Letak Tragedinya
Aksi solidaritas sosial, dalam hal ini yang bersifat mekanis, lazimnya ditujukan kepada seseorang atau sekolompok orang yang berstatus “korban”. “Korban” di sini bermakna “orang yang menjadi miskin secara sosial-ekonomi akibat bekerjanya faktor bencana, perang, atau politik”.
Faktanya, Kakek Suaedi dan Bu Saeni bukanlah “korban” yang menjadi miskin akibat dari salah satu faktor itu. Mereka hanya terkesankan “miskin” karena dicitrakan begitu melalui kekuatan media sosial.
Informasi sepihak semacam itu, dan dangkal, ternyata langsung memicu simpati netizen. Sebab informasi itu memuat “fakta orang kalah” (oleh kekuasaan dan lain-lain), dan netizen cenderung memposisikan dirinya sebagai “orang kalah” juga.

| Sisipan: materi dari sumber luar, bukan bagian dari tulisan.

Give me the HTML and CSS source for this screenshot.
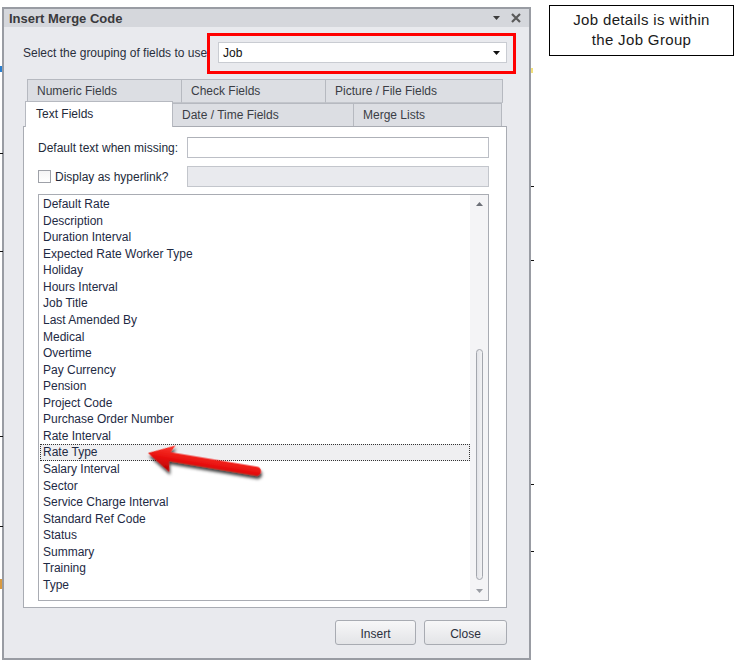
FILE: index.html
```html
<!DOCTYPE html>
<html>
<head>
<meta charset="utf-8">
<link rel="stylesheet" href="styles.css">
</head>
<body>
<div class="page">
  <div class="dialog">
    <div class="titlebar">
      <span class="title">Insert Merge Code</span>
      <span class="tb-icons">
        <svg class="tb-menu" width="8" height="5" viewBox="0 0 8 5"><path d="M0 0H7L3.5 4Z" fill="#3c3c3c"/></svg>
        <svg class="tb-close" width="10" height="10" viewBox="0 0 10 10"><path d="M1 1L9 9M9 1L1 9" stroke="#5a5a5a" stroke-width="2.2"/></svg>
      </span>
    </div>
    <div class="content">
      <div class="group-row">
        <span class="group-label">Select the grouping of fields to use:</span>
        <div class="combo">
          <span class="combo-value">Job</span>
          <svg class="combo-arrow" width="7" height="4" viewBox="0 0 7 4"><path d="M0 0H7L3.5 4Z" fill="#111"/></svg>
        </div>
      </div>
      <div class="tabs">
        <div class="tabrow back">
          <div class="tab w-numeric">Numeric Fields</div>
          <div class="tab w-check">Check Fields</div>
          <div class="tab w-picture">Picture / File Fields</div>
        </div>
        <div class="tabrow front">
          <div class="tab w-text selected">Text Fields</div>
          <div class="tab w-date">Date / Time Fields</div>
          <div class="tab w-merge">Merge Lists</div>
        </div>
      </div>
      <div class="panel">
        <div class="field-row">
          <span class="field-label">Default text when missing:</span>
          <div class="input"></div>
        </div>
        <div class="field-row">
          <span class="field-label"><span class="checkbox"></span>Display as hyperlink?</span>
          <div class="input disabled"></div>
        </div>
        <div class="listbox">
          <ul class="items">
            <li>Default Rate</li>
            <li>Description</li>
            <li>Duration Interval</li>
            <li>Expected Rate Worker Type</li>
            <li>Holiday</li>
            <li>Hours Interval</li>
            <li>Job Title</li>
            <li>Last Amended By</li>
            <li>Medical</li>
            <li>Overtime</li>
            <li>Pay Currency</li>
            <li>Pension</li>
            <li>Project Code</li>
            <li>Purchase Order Number</li>
            <li>Rate Interval</li>
            <li class="current">Rate Type</li>
            <li>Salary Interval</li>
            <li>Sector</li>
            <li>Service Charge Interval</li>
            <li>Standard Ref Code</li>
            <li>Status</li>
            <li>Summary</li>
            <li>Training</li>
            <li>Type</li>
          </ul>
          <div class="scrollbar">
            <div class="sb-btn"><svg width="7" height="4" viewBox="0 0 7 4"><path d="M3.5 0L7 4H0Z" fill="#6d7078"/></svg></div>
            <div class="sb-track"><div class="sb-thumb"></div></div>
            <div class="sb-btn"><svg width="7" height="4" viewBox="0 0 7 4"><path d="M0 0H7L3.5 4Z" fill="#9a9da4"/></svg></div>
          </div>
        </div>
      </div>
      <div class="buttons">
        <div class="btn b-insert">Insert</div>
        <div class="btn b-close">Close</div>
      </div>
    </div>
  </div>
  <div class="callout">Job details is within<br>the Job Group</div>
</div>

<div class="mark red-rect"></div>
<span class="tick t1"></span><span class="tick t2"></span><span class="tick t3"></span><span class="tick t4"></span>
<span class="tick r1"></span><span class="tick r2"></span><span class="tick r3"></span><span class="tick r4"></span>
<span class="blip blue"></span><span class="blip orange"></span><span class="blip yellow"></span>

<svg class="arrow-layer" width="737" height="662" viewBox="0 0 737 662">
  <defs>
    <linearGradient id="redg" x1="0" y1="0" x2="0" y2="1">
      <stop offset="0" stop-color="#ff3a30"/>
      <stop offset="0.5" stop-color="#e8110f"/>
      <stop offset="1" stop-color="#b60000"/>
    </linearGradient>
    <filter id="sh" x="-20%" y="-50%" width="140%" height="200%">
      <feDropShadow dx="1.5" dy="3" stdDeviation="1.6" flood-color="#000" flood-opacity="0.75"/>
    </filter>
  </defs>
  <g transform="translate(148 453) rotate(9.5)" filter="url(#sh)">
    <path d="M0 0 L26 -12 L22 -4.5 L110 -4.5 A4.5 4.5 0 0 1 110 4.5 L22 4.5 L24 15 Z" fill="url(#redg)"/>
  </g>
</svg>
</body>
</html>
```
FILE: styles.css
```css
* { box-sizing: border-box; }
html, body { margin: 0; padding: 0; background: #fff; }
body {
  width: 737px;
  height: 662px;
  overflow: hidden;
  position: relative;
  font-family: "Liberation Sans", Arial, sans-serif;
  font-size: 12px;
  color: #232a3a;
}
.page {
  display: flex;
  align-items: flex-start;
}
.dialog {
  margin: 7px 0 0 2px;
  width: 529px;
  height: 653px;
  border: 2px solid #999ca3;
  background: #e9eaee;
  display: flex;
  flex-direction: column;
}
.titlebar {
  height: 18px;
  background: #d5d7dc;
  display: flex;
  align-items: center;
  justify-content: space-between;
  padding: 0 8px 0 5px;
}
.title {
  font-weight: bold;
  font-size: 13px;
  color: #3a3a3c;
}
.tb-icons { display: flex; align-items: center; gap: 10px; }
.tb-menu { margin-top: 1px; }
.content {
  padding: 0 22px 0 19px;
  display: flex;
  flex-direction: column;
}
.group-row {
  margin-top: 15px;
  height: 21px;
  display: flex;
  align-items: center;
}
.group-label { width: 195px; color: #2a2f3c; }
.combo {
  flex: 1;
  height: 21px;
  background: #fff;
  border: 1px solid #c9ccd2;
  display: flex;
  align-items: center;
  justify-content: space-between;
  padding: 0 6px 0 4px;
}
.combo-value { color: #111; }
.tabs { margin-top: 16px; display: flex; flex-direction: column; }
.tabrow { display: flex; }
.tabrow.back { height: 24px; margin-left: 4px; }
.tabrow.front { height: 23px; margin-left: 2px; }
.tab {
  background: #dcdee3;
  border: 1px solid #b6b9c0;
  border-bottom: none;
  margin-left: -1px;
  padding-left: 9px;
  display: flex;
  align-items: center;
  color: #3a3d45;
  white-space: nowrap;
}
.tab:first-child { margin-left: 0; }
.tabrow.back .tab { border-bottom: 1px solid #c2c5cb; }
.w-numeric { width: 155px; }
.w-check { width: 145px; }
.w-picture { width: 178px; }
.w-text { width: 148px; }
.w-date { width: 182px; }
.w-merge { width: 149px; }
.tab.selected {
  background: #fff;
  margin-top: -2px;
  height: 26px;
  margin-bottom: -1px;
  position: relative;
  z-index: 2;
  padding-left: 10px;
  padding-bottom: 2px;
  color: #232a3a;
}
.panel {
  height: 482px;
  background: #fff;
  border: 1px solid #a9acb3;
  padding: 10px 17px 6px 14px;
  display: flex;
  flex-direction: column;
}
.field-row {
  height: 21px;
  display: flex;
  align-items: center;
  margin-bottom: 8px;
}
.field-row + .field-row { margin-bottom: 7px; }
.field-label {
  width: 149px;
  display: flex;
  align-items: center;
}
.checkbox {
  width: 13px;
  height: 13px;
  border: 1px solid #9ea1a8;
  background: linear-gradient(#f4f4f5, #fff);
  margin-right: 4px;
}
.input {
  flex: 1;
  height: 21px;
  border: 1px solid #bcbfc6;
  border-top-color: #aeb1b8;
  background: #fff;
}
.input.disabled { background: #e9eaee; border-color: #c3c6cc; }
.listbox {
  height: 407px;
  border: 1px solid #a9acb3;
  display: flex;
}
.items {
  list-style: none;
  margin: 0;
  padding: 1px 0 0 0;
  flex: 1;
}
.items li {
  height: 16.57px;
  line-height: 16.57px;
  padding-left: 4px;
  white-space: nowrap;
  color: #1e2a44;
}
.items li.current {
  margin-left: 1px;
  padding-left: 2px;
  border: 1px dotted #333;
  background: #efeff1;
  line-height: 14.57px;
}
.scrollbar {
  width: 18px;
  background: #f4f4f6;
  display: flex;
  flex-direction: column;
}
.sb-btn {
  height: 18px;
  display: flex;
  align-items: center;
  justify-content: center;
}
.sb-track { flex: 1; padding-top: 136px; display: flex; justify-content: center; }
.sb-thumb {
  width: 7px;
  height: 231px;
  border: 1px solid #a3a6ad;
  border-radius: 4px;
  background: linear-gradient(90deg, #e3e4e8, #f2f2f4);
}
.buttons {
  margin-top: 12px;
  height: 25px;
  display: flex;
  justify-content: flex-end;
  gap: 8px;
}
.btn {
  height: 25px;
  border: 1px solid #a8abb2;
  border-radius: 3px;
  background: linear-gradient(#f7f7f8, #e3e4e7);
  display: flex;
  align-items: center;
  justify-content: center;
  padding-top: 2px;
  color: #2a2f3c;
}
.b-insert { width: 81px; }
.b-close { width: 83px; }
.callout {
  margin: 5px 0 0 18px;
  width: 185px;
  height: 51px;
  border: 1px solid #000;
  font-family: "Liberation Sans", Arial, sans-serif;
  font-size: 15px;
  letter-spacing: 0.35px;
  line-height: 20px;
  text-align: center;
  color: #1a1a1a;
  padding-top: 4px;
}
.mark.red-rect {
  position: absolute;
  left: 207px;
  top: 33px;
  width: 309px;
  height: 41px;
  border: 3px solid #f00;
}
.tick {
  position: absolute;
  width: 3px;
  height: 1px;
  background: #111;
}
.t1 { left: 0; top: 153px; }
.t2 { left: 0; top: 251px; }
.t3 { left: 0; top: 436px; }
.t4 { left: 0; top: 526px; }
.r1 { left: 531px; top: 186px; }
.r2 { left: 531px; top: 260px; }
.r3 { left: 531px; top: 484px; }
.r4 { left: 531px; top: 551px; }
.blip { position: absolute; width: 2px; }
.blue { left: 0; top: 66px; height: 6px; background: #2a7fd0; }
.orange { left: 0; top: 579px; height: 10px; background: #d99a40; }
.yellow { left: 531px; top: 68px; height: 5px; background: #f2e07a; }
.arrow-layer {
  position: absolute;
  left: 0;
  top: 0;
  pointer-events: none;
}
```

Maka, selanjutnya, solidaritas dalam bentuk donasi menjadi sangat mudah dibangun melalui media sosial. Netizen penyumbang cuma perlu “orang kalah” untuk disumbang. Tidak pernah bertanya lebih jauh tentang “siapa sebenarnya orang kalah” itu.
Solidaritas seperti itu sejatinya sangat baik, tapi kemudian menjadi sebuah tragedi manakala subyek solidaritas itu ternyata bukan orang yang sepantasnya. Kakek Suaedi dan Bu Saeni bukanlah orang-orang yang paling pantas untuk dibantu, karena masih banyak yang lebih parah kondisinya.
Jadi, bukankah sebuah tragedi solidaritas jika orang sebenarnya cukupan secara sosial-ekonomi justru memperoleh kucuran dana solidaritas?
Maka, ke depan, sebaiknya netizen dapat lebih kritis menanggapi penggalangan solidaritas semacam itu. Teliti sebelum memberi. Jangan lagi menjadi bagian dari sebuah tragedi.(*)
*)Artikel ini adalah pemikiran awal tentang konsep "tragedi solidaritas", dan sangat terbuka untuk diperdebatkan.